As enrollment in advanced courses has expanded to include a large percentage of the student population, troubling evidence has accumulated that high percentages of students receiving credit for these courses are not learning the content implied by their course titles. This evidence is particularly strong for disadvantaged students. It has proved to be much easier to enroll and give students credit for a course labeled “Algebra 2” than it has been to ensure that those students actually learn algebra.

An analogy may be made to truth-in-labeling laws in business. A company selling an orange-colored beverage under the label “orange juice” can get into legal trouble if the beverage contains little or no actual juice. There are no consequences, however, for giving credit for Algebra 2 to students who have learned little algebra. In some cases, the problem is the lack of a standard definition of the content of an Algebra 2 course; in other cases, districts and states lack measures of whether the defined content has been taught and learned; and in still other cases, students receive credit for courses even though available measures indicate that they have not learned the content implied by the course titles.

Giving students credit for courses whose content they have not learned may be labeled “course-credit inflation,” analogous to the concept of grade inflation. In the case of grade inflation, the knowledge and skill level of the median student receiving an A declines over time. In the case of course-credit inflation, the level of content mastery attained by the median student receiving credit for a course with a given title declines over time.

As enrollment in advanced courses has expanded, troubling evidence has accumulated that high percentages of students receiving credit for these courses are not learning the content implied by their course titles.

The problem of course titles not reflecting course content, let alone what students are learning, has received attention from national organizations. The College Board has announced an initiative to review the content of courses taught under the Advanced Placement label. ACT Inc. has developed a system to audit the content of high school courses and has written a report with the Education Trust on the content of model advanced high school courses.

Most states don’t have the longitudinal data systems needed to monitor the relationship between coursetaking in high school and college outcomes.

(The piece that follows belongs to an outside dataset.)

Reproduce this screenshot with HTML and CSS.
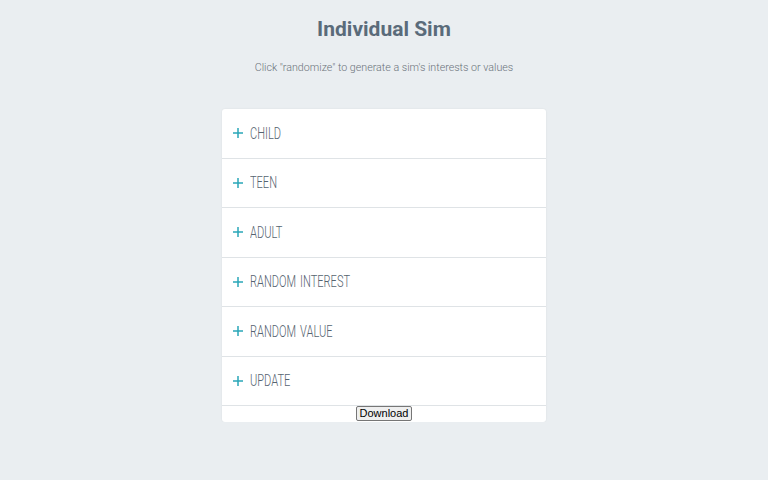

Only eight states collect individual-level data on student coursetaking, and only two states, Texas and Florida, can connect individual student records on course completion, state-exam results, SAT and ACT scores, and the need for remediation in college. In Texas, matching student course-completion and test results revealed that:

• Sixty percent of low-income students, 65 percent of African-American students, and 57 percent of Hispanic students who received course credit for Geometry and Algebra 2 failed a state exit exam covering Geometry and Algebra 1.

Susan Sanford

BRIC ARCHIVE

• Fifty-eight percent of low-income students, 67 percent of African-American students, and 57 percent of Hispanic students who received course credit for Algebra 1 in 1999 failed the corresponding end-of-course exam.

• Sixty-three percent of low-income, 61 percent of African-American, and 59 percent of Hispanic students who graduated under the state’s Recommended High School (college-preparatory) Program in 2000 needed remediation in one or more subjects when they enrolled in Texas public higher education institutions.

• Of the low-income students in the 2002 high school graduating cohort taking Advanced Placement courses, fewer than one in seven passed any AP exams. The corresponding percentage of low-income AP exam-takers who passed was less than one in four.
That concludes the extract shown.